4. Dating can be weird.

At best, my partners found it to be a charming trait.  The men I dated who were accepting were also able to utilize it to be close to someone and open about their personal, emotional selves rather than their sexual prowess, something most men don’t get to experience.  At worst, I meet someone who thinks they have the power to change my mind, and turn me into a sexual fiend. The worst response I had after admitting to my asexuality was “I can fix that,” to which I simply replied, “You think it needs fixing?”

 

5. There’s some guilt in feeling sexual attraction.

Being asexual does not always mean you never feel sexual attraction.  In rather rare cases I do experience it, but when I do, I dread admitting it to anyone, even close friends.  It makes me feel like a fraud, and it also makes me feel vulnerable.

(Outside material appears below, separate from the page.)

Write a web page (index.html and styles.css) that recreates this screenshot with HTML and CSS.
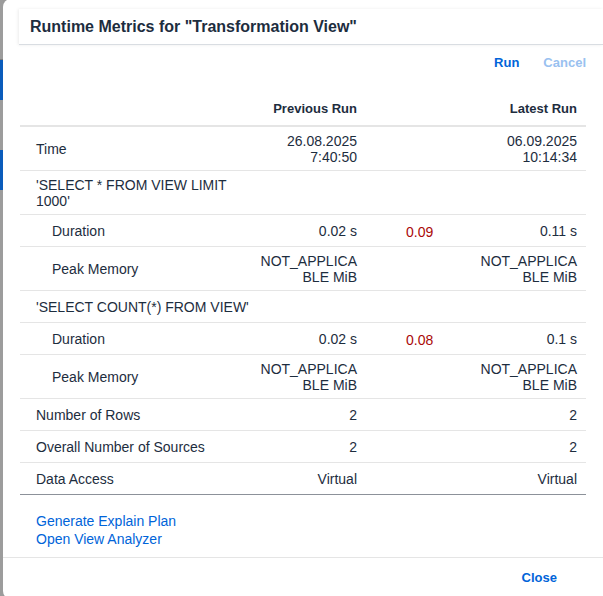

Because I experience it less, it can feel overwhelming and a little scary.  I usually just try to suppress it because it feels easier than acknowledging it.

 

6. It can be difficult to express, but so entirely worth it.

I did creative writing in college (still do) and I find that sometimes it can be difficult to write about asexuality.  It’s trying to relate to an absence of feeling, a non-conformity without rebellion or accusation. I had a poem published relating the idea of the biblical character Eve as if she were asexual and what that means.  It ended up being very well received, and a classmate admitted they had a sibling who was asexual and struggling with their religion over it. Another classmate took offense to it, but it became a discussion that led him to open-mindedness and me to feeling heard on an issue I had otherwise keep quiet and close.

 

7. It’s not all we are.

Being asexual is only a fraction of my overall makeup.  It’s not my banner, it’s not my weapon, it’s not my entire identity.  It’s a perspective, it’s a way of experiencing the world around me. The traits you hold closest to you are not all of you, but they’re worth celebrating. Graduating from university is allowing me the opportunity to take my observations into a bigger world, and sharing this perspective hopefully opens up the discussion and makes the world a little closer.